Heirlooms, meanwhile, are open-pollinated varieties that either have a family or local history or that have been around for 50 or more years, said Weston Miller, a horticulturist with the Oregon State University Extension Service. “As a rule, heirlooms are open-pollinated, otherwise they wouldn’t be easy to save,” he said.
Plan ahead. Determine which open-pollinated edibles you want in your garden or on your dining table and then learn their growing cycles. Determine as they develop which are the healthiest and save them as the mother plants. Allow those to ripen beyond their normal harvest period.
“It is important to wait long enough for the fruit and seed of the plant to mature,” Porter said, “but harvest early enough that rotting isn’t an issue. The seeds won’t necessarily rot when the fruit does, but nobody enjoys digging through rotten produce to harvest seeds.”
Lettuce and bean seeds can be removed from the plants once they are dry and hard, Miller said. “Don’t harvest seeds when the plants are wet from precipitation,” he said.
Store seeds in tightly sealed glass containers in a cool, dark location.
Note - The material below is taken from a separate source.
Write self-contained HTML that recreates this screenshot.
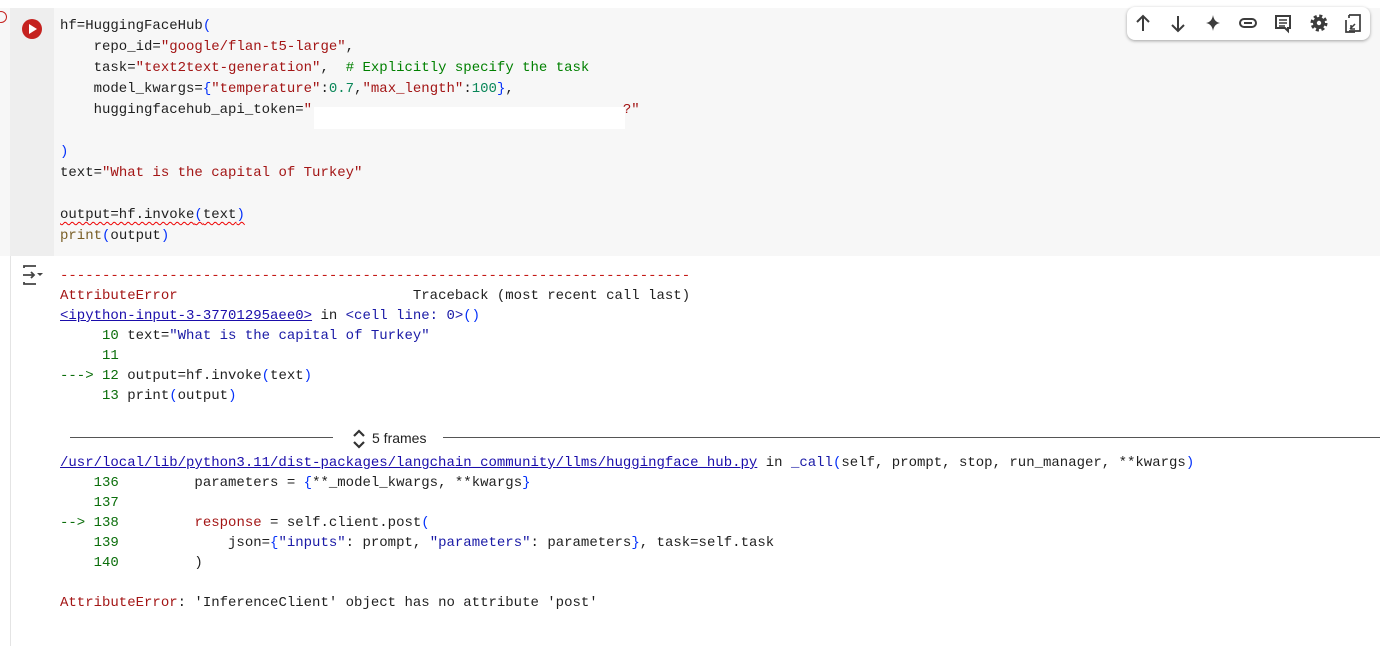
<!DOCTYPE html>
<html><head><meta charset="utf-8"><style>
body{margin:0;width:1380px;height:646px;background:#fff;position:relative;overflow:hidden;font-family:"Liberation Mono",monospace}
.a{position:absolute;white-space:pre}
.code{font-size:14px;line-height:21px;color:#1f1f1f}
.out{font-size:14px;line-height:20px;color:#1f1f1f;letter-spacing:0}
.s{color:#a31515}.g{color:#008000}.n{color:#098658}.b{color:#0431fa}.f{color:#795e26}
.r{color:#a31515}.ln{color:#0b6e0b}.bl{color:#1a1aa6}.lk{color:#1a0dab;text-decoration:underline}
.sq{text-decoration:underline wavy #e00;text-decoration-thickness:1px;text-underline-offset:3px}
</style></head><body>
<div class="a" style="left:0;top:8px;width:1380px;height:248px;background:#f7f7f7"></div>
<div class="a" style="left:10px;top:8px;width:44px;height:248px;background:#eeeeee"></div>
<div class="a" style="left:10px;top:256px;width:1px;height:390px;background:#e4e4e4"></div>
<div class="a" style="left:-5px;top:11px;width:10px;height:10px;border:1.5px solid #c5221f;border-radius:50%"></div>
<svg class="a" style="left:21px;top:18px" width="22" height="22"><circle cx="11" cy="11" r="10" fill="#c5221f"/><path d="M8 6 L16 11 L8 16Z" fill="#fff"/></svg>
<div class="a code" style="left:60px;top:16px">hf=HuggingFaceHub<span class="b">(</span>
    repo_id=<span class="s">"google/flan-t5-large"</span>,
    task=<span class="s">"text2text-generation"</span>,  <span class="g"># Explicitly specify the task</span>
    model_kwargs=<span class="b">{</span><span class="s">"temperature"</span>:<span class="n">0.7</span>,<span class="s">"max_length"</span>:<span class="n">100</span><span class="b">}</span>,
    huggingfacehub_api_token=<span class="s">"                                     ?"</span>

<span class="b">)</span>
text=<span class="s">"What is the capital of Turkey"</span>

<span class="sq">output=hf.invoke<span class="b">(</span>text<span class="b">)</span></span>
<span class="f">print</span><span class="b">(</span>output<span class="b">)</span></div>
<div class="a" style="left:314px;top:107px;width:311px;height:22px;background:#fff"></div>
<div class="a" style="left:1127px;top:7px;width:243px;height:33px;background:#fff;border-radius:8px;box-shadow:0 1px 3px rgba(0,0,0,.35)"></div>
<svg class="a" style="left:1127px;top:7px" width="243" height="33" fill="none" stroke="#3c3c3c" stroke-width="2">
<path d="M16 24V9M10 15l6-6 6 6"/><path d="M51 9v15M45 18l6 6 6-6"/>
<path d="M86 8 Q87 15 93 16 Q87 17 86 24 Q85 17 79 16 Q85 15 86 8Z" fill="#3c3c3c" stroke="none"/>
<rect x="113" y="12" width="16" height="8" rx="4"/><path d="M117 16h8"/>
<path d="M149 9h14v12h-2v3l-3-3h-9z"/><path d="M152 13h8M152 16h8M152 19h6" stroke-width="1.5"/>
<circle cx="192" cy="16" r="6" fill="#3c3c3c" stroke="none"/><circle cx="192" cy="16" r="7" stroke-dasharray="3 2.5" stroke-width="3"/><circle cx="192" cy="16" r="2.2" fill="#fff" stroke="none"/>
<path d="M222 8h11v16h-11M222 11v-3M219 13v12h9" stroke-width="1.7"/><path d="M223 22l5-5M224 18v4h4" stroke-width="1.5"/>
</svg>
<svg class="a" style="left:21px;top:264px" width="24" height="22" fill="none" stroke="#444" stroke-width="1.8"><path d="M3 4V2h12M3 18v2h12M2 11h11M10 8l3 3-3 3"/><path d="M16 9h6l-3 3z" fill="#444" stroke="none"/></svg>
<div class="a out" style="left:60px;top:266px"><span style="color:#c41a16">---------------------------------------------------------------------------</span>
<span class="r">AttributeError</span>                            Traceback (most recent call last)
<span class="lk">&lt;ipython-input-3-37701295aee0&gt;</span> in <span class="bl">&lt;cell line: 0&gt;</span><span class="b">()</span>
<span class="ln">     10</span> text=<span class="bl">"What is the capital of Turkey"</span>
<span class="ln">     11</span>
<span class="ln">---&gt; 12</span> output=hf.invoke<span class="b">(</span>text<span class="b">)</span>
<span class="ln">     13</span> print<span class="b">(</span>output<span class="b">)</span></div>
<div class="a" style="left:70px;top:437px;width:263px;height:1px;background:#555"></div>
<div class="a" style="left:443px;top:437px;width:937px;height:1px;background:#555"></div>
<svg class="a" style="left:352px;top:429px" width="14" height="20" fill="none" stroke="#333" stroke-width="2.2"><path d="M2 7l5-5 5 5M2 13l5 5 5-5"/></svg>
<div class="a" style="left:372px;top:430px;font:14px 'Liberation Sans',sans-serif;color:#222">5 frames</div>
<div class="a out" style="left:60px;top:453px"><span class="lk">/usr/local/lib/python3.11/dist-packages/langchain_community/llms/huggingface_hub.py</span> in <span class="bl">_call</span><span class="b">(</span>self, prompt, stop, run_manager, **kwargs<span class="b">)</span>
<span class="ln">    136</span>         parameters = <span class="b">{</span>**_model_kwargs, **kwargs<span class="b">}</span>
<span class="ln">    137</span>
<span class="ln">--&gt; 138</span>         <span class="r">response</span> = self.client.post<span class="b">(</span>
<span class="ln">    139</span>             json=<span class="b">{</span><span class="bl">"inputs"</span>: prompt, <span class="bl">"parameters"</span>: parameters<span class="b">}</span>, task=self.task
<span class="ln">    140</span>         )

<span class="r">AttributeError</span>: 'InferenceClient' object has no attribute 'post'</div>
</body></html>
“Make sure that you label seeds with the type of seed and date,” Miller said. “A small packet of silica desiccant or powered milk in the jar can help to remove moisture and keep the seeds dry.
“The refrigerator or freezer is also a good place for storing seeds that you collect and also seeds that you buy. Put small seeds in envelopes and label them. Place the envelopes in sealable freezer bags.”
Seed saving requires time and energy but the effort is worth it, Porter said.
“Seed saving not only preserves a plant variety for the future, but also the history of that variety,” he said. “Saving seeds from plants that perform well in your garden is also a basic form of plant selection that over time develops a strain of that plant that is adapted to thrive in your local climate.”